Revise for Substantive Prose

Critics may fault writers or speakers for lacking substance. Critics (e.g., clients, bosses, teachers, peers) say a text lacks substance when they perceive it to be underdeveloped, superficial, boring, illogical, disorganized.


See Also:
Substantive Prose
Substantive Prose concerns what a rhetor communicates as opposed to how a rhetor communicates. Substance is essence. Core matter. If your document lacks substance, it is frivolous, a waste the of reader’s time.

If someone tells you your ideas, texts, or presentations lack substance, you are wise to seriously assess and prioritize the critique(s) with an open mind. Being critiqued for having poor substance is a global critique. In some ways this is a vague, overgeneralized critique. So, if you are told this the first response might be to ask for concrete, specific language about where and how your prose confused the audience.

Sometimes, in real life, however, readers lack a vocabulary for critique or a distaste for confrontation. If your readers tell you they found your work to be a bit boring, if a client didn’t respond to you in a business situation or if a teacher gave you a low grade for content, you may feel a defensive impulse to ignore that feedback. So, the first step in revision for a critique of poor substance is to be open to your critics’ ideas and reading experience.

Metacognition

You may also find it useful to review how you composed the document. Here, some declarative knowledge about composing processes can be helpful. Honestly engage in self-regulation. Ask yourself whether you engaged in professional behaviors.

Rhetorical Analysis

Next, go back to basics: consider whether or not you have effectively responded to your rhetorical situation. You can guide this rhetorical analysis by first assessing whether or not you overemphasized appeals to pathos and ethos over logos.

See Also:
Rhetorical Appeals
Rhetorical Devices
Rhetorical Options
Rhetorical Modes
Rhetorical Situation
Audience
Medium, Mass Media, Social Media
Occasion, Exigency & Kairos

Evidence

When a writer makes a point or claim, his or her position should be supported by evidence from one or more reliable sources. Evidence from reliable sources can make an argument more convincing and build the credibility of the writer. In contrast, unsupported points or points supported by unreliable sources can compromise the integrity of the paper and the writer.

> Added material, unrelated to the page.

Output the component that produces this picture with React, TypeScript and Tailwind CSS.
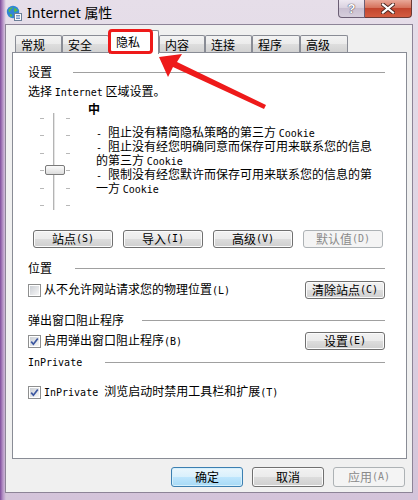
import type { ReactNode } from "react";

const cjk = "font-['Noto_Sans_CJK_SC',sans-serif]";

function M({ children }: { children: ReactNode }) {
  return <span className="font-['DejaVu_Sans_Mono',monospace] text-[10px]">{children}</span>;
}

function Btn({
  children,
  w = "w-[80px]",
  h = "h-[18px]",
  kind = "normal",
  extra = "",
}: {
  children: ReactNode;
  w?: string;
  h?: string;
  kind?: "normal" | "disabled" | "primary";
  extra?: string;
}) {
  const look =
    kind === "disabled"
      ? "border-[#adb2b5] bg-[#f4f4f4] text-[#8a8a8a]"
      : kind === "primary"
        ? "border-[#3c7fb1] bg-[linear-gradient(#eaf6fd_0%,#d9f0fc_50%,#bee6fd_50%,#a7d9f5_100%)] shadow-[inset_0_0_0_1px_#d6f0fc] text-black"
        : "border-[#707070] bg-[linear-gradient(#f2f2f2_0%,#ebebeb_50%,#dddddd_50%,#cfcfcf_100%)] shadow-[inset_0_0_0_1px_#fbfbfb] text-black";
  return (
    <div
      className={`${w} ${h} ${look} ${extra} flex shrink-0 items-center justify-center rounded-[3px] border text-[12px] leading-[12px]`}
    >
      {children}
    </div>
  );
}

function Check({ checked }: { checked?: boolean }) {
  return (
    <span className="flex h-[13px] w-[13px] shrink-0 border border-[#8e8f8f] bg-white p-px">
      <span className="flex flex-1 items-center justify-center bg-[linear-gradient(135deg,#cbcfd5,#f7f7f7)]">
        {checked && (
          <svg width="9" height="9" viewBox="0 0 9 9">
            <path d="M1.2 4.6 L3.4 7.2 L7.8 1.4" fill="none" stroke="#3c57a0" strokeWidth="1.7" />
          </svg>
        )}
      </span>
    </span>
  );
}

function Group({ title, w, extra = "" }: { title: ReactNode; w: string; extra?: string }) {
  return (
    <div className={`flex h-[12px] items-center ${extra}`}>
      <span className={`${w} shrink-0 leading-[12px]`}>{title}</span>
      <div className="h-px flex-1 bg-[#a0a0a0]" />
    </div>
  );
}

const tabs = [
  { t: "常规", w: "w-[47px]" },
  { t: "安全", w: "w-[47px]" },
  { t: "隐私", w: "w-[50px]", sel: true },
  { t: "内容", w: "w-[46px]" },
  { t: "连接", w: "w-[47px]" },
  { t: "程序", w: "w-[48px]" },
  { t: "高级", w: "w-[48px]" },
];

function Slider() {
  const ticks = ["top-[6px]", "top-[23px]", "top-[41px]", "top-[58px]", "top-[76px]", "top-[93px]"];
  return (
    <div className="relative mt-[9px] ml-[10px] h-[100px] w-[34px] shrink-0">
      <div className="absolute top-px left-[15px] h-[97px] w-[2px] border-l border-[#b4b4b4] bg-[#e4e4e4]" />
      {ticks.map((t) => (
        <div key={t}>
          <div className={`absolute ${t} left-[2px] h-px w-[4px] bg-[#b8b8b8]`} />
          <div className={`absolute ${t} left-[28px] h-px w-[4px] bg-[#b8b8b8]`} />
        </div>
      ))}
      <div className="absolute top-[53px] left-[7px] h-[10px] w-[20px] rounded-[2px] border border-[#7a7a7a] bg-[linear-gradient(#fbfbfb,#dcdcdc)]" />
    </div>
  );
}

export default function App() {
  return (
    <div
      className={`${cjk} relative h-[500px] w-[418px] overflow-hidden bg-[linear-gradient(to_right,#7e4c9c_0px,#b896c8_3px,transparent_6px),linear-gradient(to_bottom,#e6dee9,#ddd1e2_60%,#d4c4da)] text-[12px] text-black`}
    >
      {/* title bar */}
      <div className="flex h-[24px] items-start">
        <svg width="16" height="16" viewBox="0 0 16 16" className="mt-[5px] ml-[6px] shrink-0">
          <circle cx="7" cy="7" r="6.2" fill="#2f86d6" />
          <path d="M2.5 5 Q4 2 7 2.2 Q6 4 4.5 4.6 Q4.8 6.5 3 7.5 Z" fill="#58b947" />
          <path d="M8 3 Q10.5 3 12 5.5 Q10 6 9.2 7.6 Q7.6 6 8 3 Z" fill="#58b947" />
          <path d="M4 9 Q6 8.5 6.5 11 Q5 12.5 3.6 11 Z" fill="#58b947" />
          <rect x="8.5" y="8.5" width="7" height="7" fill="#fbfbfb" stroke="#6c7f98" />
          <path d="M10 10.5 H14 M10 12 H14 M10 13.5 H14" stroke="#4a79b8" strokeWidth="0.8" />
        </svg>
        <span className="mt-[3px] ml-[5px] font-['Noto_Sans',sans-serif] text-[14px] leading-[18px] text-black">
          Internet <span className={cjk}>属性</span>
        </span>
        <div className="ml-auto mr-[6px] flex h-[18px]">
          <div className="flex w-[27px] items-center justify-center rounded-bl-[4px] border border-t-0 border-[#6b5e74] bg-[linear-gradient(#eee8f1,#d8d0de_50%,#c9bfd1_50%,#d6cedc)] font-['Liberation_Sans',sans-serif] text-[13px] leading-[13px] font-bold text-white [text-shadow:0_0_1px_#3c3344,0_0_1px_#3c3344]">
            ?
          </div>
          <div className="flex w-[47px] items-center justify-center rounded-br-[4px] border border-t-0 border-l-0 border-[#6b3a34] bg-[linear-gradient(#e9a899,#d6725c_45%,#c2452e_50%,#d45b3f)]">
            <svg width="14" height="11" viewBox="0 0 14 11">
              <path d="M2 1.5 L12 9.5 M12 1.5 L2 9.5" stroke="#4a2620" strokeWidth="4" strokeLinecap="square" />
              <path d="M2 1.5 L12 9.5 M12 1.5 L2 9.5" stroke="#ffffff" strokeWidth="2.2" strokeLinecap="square" />
            </svg>
          </div>
        </div>
      </div>

      {/* client area */}
      <div className="ml-[5px] flex h-[469px] w-[408px] flex-col border border-[#8d8497] bg-[#f0f0f0]">
        <div className="mt-[5px] flex h-[22px] items-end pl-[9px]">
          {tabs.map((tab) =>
            tab.sel ? (
              <div
                key={tab.t}
                className={`${tab.w} relative z-10 -mb-[2px] h-[24px] shrink-0 rounded-t-[2px] border border-b-0 border-[#898c95] bg-white pt-[3px] pl-[6px] leading-[16px]`}
              >
                {tab.t}
                <div className="absolute top-[-2px] left-[-2px] h-[25px] w-[45px] rounded-[4px] border-[3px] border-[#ee1a1a]" />
              </div>
            ) : (
              <div
                key={tab.t}
                className={`${tab.w} h-[17px] shrink-0 rounded-t-[2px] border border-b-0 border-[#898c95] bg-[linear-gradient(#f3f3f3_0%,#ebebeb_50%,#dedede_50%,#d2d2d2_100%)] pl-[5px] leading-[17px]`}
              >
                {tab.t}
              </div>
            ),
          )}
        </div>

        <div className="ml-[6px] flex h-[407px] w-[395px] flex-col border border-[#898c95] bg-white pt-[13px] pr-[21px] pl-[15px]">
          <Group title="设置" w="w-[45px]" />
          <div className="mt-[7px] h-[12px] leading-[12px]">
            选择 <M>Internet</M> 区域设置。
          </div>

          <div className="mt-[6px] flex h-[109px]">
            <Slider />
            <div className="ml-[16px] flex flex-col">
              <div className="h-[12px] leading-[12px] font-bold">中</div>
              <div className="mt-[11px] ml-[8px] leading-[12px] whitespace-nowrap">
                <div>
                  <M>- </M>阻止没有精简隐私策略的第三方 <M>Cookie</M>
                </div>
                <div>
                  <M>- </M>阻止没有经您明确同意而保存可用来联系您的信息
                </div>
                <div>
                  的第三方 <M>Cookie</M>
                </div>
                <div>
                  <M>- </M>限制没有经您默许而保存可用来联系您的信息的第
                </div>
                <div>
                  一方 <M>Cookie</M>
                </div>
              </div>
            </div>
          </div>

          <div className="mt-[18px] ml-[5px] flex gap-[10px]">
            <Btn>
              站点<M>(S)</M>
            </Btn>
            <Btn>
              导入<M>(I)</M>
            </Btn>
            <Btn>
              高级<M>(V)</M>
            </Btn>
            <Btn kind="disabled">
              默认值<M>(D)</M>
            </Btn>
          </div>

          <Group title="位置" w="w-[47px]" extra="mt-[14px]" />
          <div className="mt-[7px] flex h-[18px] items-center">
            <Check />
            <span className="ml-[3px] leading-[12px]">
              从不允许网站请求您的物理位置<M>(L)</M>
            </span>
            <Btn extra="ml-auto">
              清除站点<M>(C)</M>
            </Btn>
          </div>

          <Group title="弹出窗口阻止程序" w="w-[114px]" extra="mt-[15px]" />
          <div className="mt-[6px] flex h-[18px] items-center">
            <Check checked />
            <span className="ml-[3px] leading-[12px]">
              启用弹出窗口阻止程序<M>(B)</M>
            </span>
            <Btn extra="ml-auto">
              设置<M>(E)</M>
            </Btn>
          </div>

          <Group title={<M>InPrivate</M>} w="w-[77px]" extra="mt-[6px]" />
          <div className="mt-[15px] flex h-[18px] items-center">
            <Check checked />
            <span className="ml-[3px] leading-[12px]">
              <M>InPrivate </M>浏览启动时禁用工具栏和扩展<M>(T)</M>
            </span>
          </div>
        </div>

        <div className="mt-[8px] flex justify-end gap-[9px] pr-[7px]">
          <Btn w="w-[72px]" h="h-[20px]" kind="primary">
            确定
          </Btn>
          <Btn w="w-[72px]" h="h-[20px]">
            取消
          </Btn>
          <Btn w="w-[72px]" h="h-[20px]" kind="disabled">
            应用<M>(A)</M>
          </Btn>
        </div>
      </div>

      {/* red arrow annotation */}
      <svg className="pointer-events-none absolute top-0 left-0 z-20" width="418" height="500" viewBox="0 0 418 500">
        <polygon
          points="159,57 182,54 177,62 266,105 264,109 173,67 168,77"
          fill="#ee1a1a"
        />
      </svg>
    </div>
  );
}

For each main point you have, you should include relevant details or examples to support your ideas. The trick is balance: it’s possible to add too much information just as it’s possible to add too little. To determine the right amount, reflect on your rhetorical situation and the audience, and genre.

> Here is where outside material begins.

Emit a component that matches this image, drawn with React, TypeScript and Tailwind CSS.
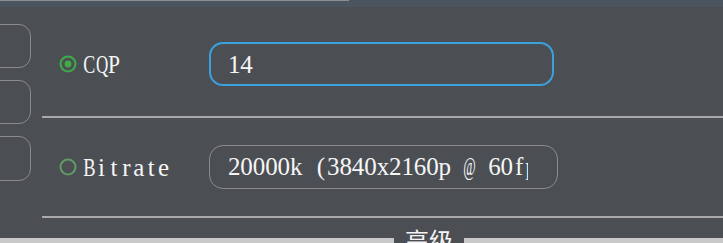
import React from "react";

const serif = { fontFamily: '"Liberation Serif", "DejaVu Serif", serif' };

const squeeze: Record<string, string> = {
  C: "scale-x-[0.72]",
  Q: "scale-x-[0.68]",
  P: "scale-x-[0.86]",
  B: "scale-x-[0.74]",
  "@": "scale-x-[0.54]",
};

function Mono({ text }: { text: string }) {
  return (
    <span className="inline-flex whitespace-nowrap text-[25px] leading-none text-[#f6f6f6]" style={serif}>
      {Array.from(text).map((c, i) => (
        <span key={i} className="inline-flex w-[12.4px] shrink-0 justify-center overflow-visible">
          <span className={"inline-block " + (squeeze[c] ?? "")}>{c === " " ? "\u00a0" : c}</span>
        </span>
      ))}
    </span>
  );
}

function Radio({ checked }: { checked: boolean }) {
  return (
    <svg width="18" height="18" viewBox="0 0 18 18" className="shrink-0">
      <circle cx="9" cy="9" r="7.5" fill="none" stroke={checked ? "#3fab47" : "#5f9a62"} strokeWidth="2" />
      {checked && <circle cx="9" cy="9" r="3.4" fill="#3fab47" />}
    </svg>
  );
}

export default function App() {
  return (
    <div className="w-[723px] h-[243px] bg-[#4b4f54] overflow-hidden flex flex-col">
      <div className="h-[7px] bg-[#4a5560] shrink-0">
        <div className="w-[349px] h-px bg-[#8e8e8e]" />
      </div>
      <div className="flex flex-row flex-1">
        <div className="w-[31px] shrink-0 flex flex-col gap-[12px] mt-[17px]">
          <div className="ml-[-30px] w-[61px] h-[44px] rounded-[12px] border-[1.5px] border-[#8a8a8a]" />
          <div className="ml-[-30px] w-[61px] h-[44px] rounded-[12px] border-[1.5px] border-[#8a8a8a]" />
          <div className="ml-[-30px] w-[61px] h-[45px] rounded-[12px] border-[1.5px] border-[#8a8a8a]" />
        </div>
        <div className="ml-[11px] flex-1 flex flex-col">
          <div className="mt-[35px] h-[44px] flex flex-row items-center">
            <div className="ml-[17px] flex items-center gap-[6px] w-[150px]">
              <Radio checked />
              <Mono text="CQP" />
            </div>
            <div className="w-[345px] h-[44px] rounded-[14px] border-2 border-[#3ba1dd] flex items-center pl-[17px]">
              <Mono text="14" />
            </div>
          </div>
          <div className="mt-[30px] h-[2px] bg-[#a8a8a8]" />
          <div className="mt-[27px] h-[44px] flex flex-row items-center">
            <div className="ml-[17px] flex items-center gap-[6px] w-[150px]">
              <Radio checked={false} />
              <Mono text="Bitrate" />
            </div>
            <div className="w-[349px] h-[44px] rounded-[14px] border-[1.5px] border-[#8c8c8c] flex items-center pl-[18px]">
              <div className="w-[300px] overflow-hidden">
                <Mono text="20000k (3840x2160p @ 60fps)" />
              </div>
            </div>
          </div>
          <div className="mt-[27px] h-[2px] bg-[#a8a8a8]" />
        </div>
      </div>
      <div className="h-[15px] shrink-0 flex flex-row items-start">
        <div className="w-[394px] mt-[10px] h-[10px] bg-[#c9c9c9]" />
        <div className="w-[70px] flex justify-center">
          <span className="text-[24px] leading-none text-[#f4f4f4]" style={{ fontFamily: '"Noto Sans CJK SC", sans-serif' }}>高级</span>
        </div>
        <div className="flex-1 mt-[10px] h-[10px] bg-[#c9c9c9]" />
      </div>
    </div>
  );
}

Look at the following paragraph:

Niagara Falls is one of the most beautiful sights in North America. It is on the Niagara River about halfway between Lake Ontario and Lake Erie. Niagara Falls is on the American and Canadian border. The American Falls is 167 feet high. On the Canadian side, the Horseshoe Falls is 161 feet high.

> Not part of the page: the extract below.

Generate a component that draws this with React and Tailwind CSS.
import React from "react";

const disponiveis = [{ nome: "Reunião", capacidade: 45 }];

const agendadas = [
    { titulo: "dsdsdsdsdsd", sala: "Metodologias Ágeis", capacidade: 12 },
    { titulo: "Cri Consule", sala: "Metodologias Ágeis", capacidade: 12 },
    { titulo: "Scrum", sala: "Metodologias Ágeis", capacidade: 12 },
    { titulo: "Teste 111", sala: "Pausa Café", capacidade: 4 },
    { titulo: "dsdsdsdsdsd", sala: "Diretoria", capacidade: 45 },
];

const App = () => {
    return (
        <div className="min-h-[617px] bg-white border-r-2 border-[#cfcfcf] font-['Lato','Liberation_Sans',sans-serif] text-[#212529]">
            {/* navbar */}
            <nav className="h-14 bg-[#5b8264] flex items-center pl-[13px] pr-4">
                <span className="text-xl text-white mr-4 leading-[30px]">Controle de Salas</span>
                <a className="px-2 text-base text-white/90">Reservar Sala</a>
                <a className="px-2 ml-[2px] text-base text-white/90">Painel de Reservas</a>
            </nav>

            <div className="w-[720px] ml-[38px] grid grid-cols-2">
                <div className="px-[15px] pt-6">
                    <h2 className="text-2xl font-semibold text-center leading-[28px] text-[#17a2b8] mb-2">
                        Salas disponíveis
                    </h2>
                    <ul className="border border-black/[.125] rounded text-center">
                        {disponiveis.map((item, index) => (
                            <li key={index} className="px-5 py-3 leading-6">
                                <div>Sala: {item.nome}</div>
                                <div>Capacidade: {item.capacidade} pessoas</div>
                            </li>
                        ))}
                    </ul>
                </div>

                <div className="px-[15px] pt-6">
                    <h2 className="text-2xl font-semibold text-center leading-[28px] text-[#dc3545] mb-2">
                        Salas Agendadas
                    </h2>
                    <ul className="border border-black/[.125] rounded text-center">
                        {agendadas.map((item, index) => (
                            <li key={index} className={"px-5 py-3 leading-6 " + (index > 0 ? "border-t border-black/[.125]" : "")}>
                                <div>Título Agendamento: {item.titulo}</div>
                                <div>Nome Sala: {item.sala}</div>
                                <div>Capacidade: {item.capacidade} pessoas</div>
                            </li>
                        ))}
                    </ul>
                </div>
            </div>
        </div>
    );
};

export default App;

The main idea is: “Niagara Falls in one of the most beautiful sights in North America.”

The supporting details are:

  • “It is on the Niagara River about halfway between Lake Ontario and Lake Erie.”
  • “Niagara Falls is on the American and Canadian border.”
  • “The American Falls is 167 feet high.”
  • “On the Canadian side, the Horseshoe Falls is 161 feet high.”

In a more developed academic essay, the supporting details of an essay will have quoted material from an outside source to support the essay’s main idea/thesis statement.

See Also:
Information Literacy

Reasoning

It’s possible to provide evidence for your claims and yet be dismissed by your readers. It’s possible that your thesis/research question and topic challenge the world view of your readers. In such rhetorical situations, the critique that your writing lacks substance may be inauthentic, a white lie.

However, it’s also possible that your topic is complicated. Your thesis can be nuanced and sophisticated. In such instances, your audience may have difficulties understanding how the evidence relates to your thesis.

See Also:
Global Perspective, Rhetorical Perspective, Thesis Perspective
Local Perspective, Syntactical Perspective, Sentence-Level Perspective
Logical Reasoning & Organizational Schema

Style

As noted at Substantive Prose, a text may have major stylistic problems and yet be considered substantive if the audience finds the content to be insightful–and perhaps even original. However, because stylistic problems can undermine reading comprehension, you are wise to review your document for stylistic infelicities.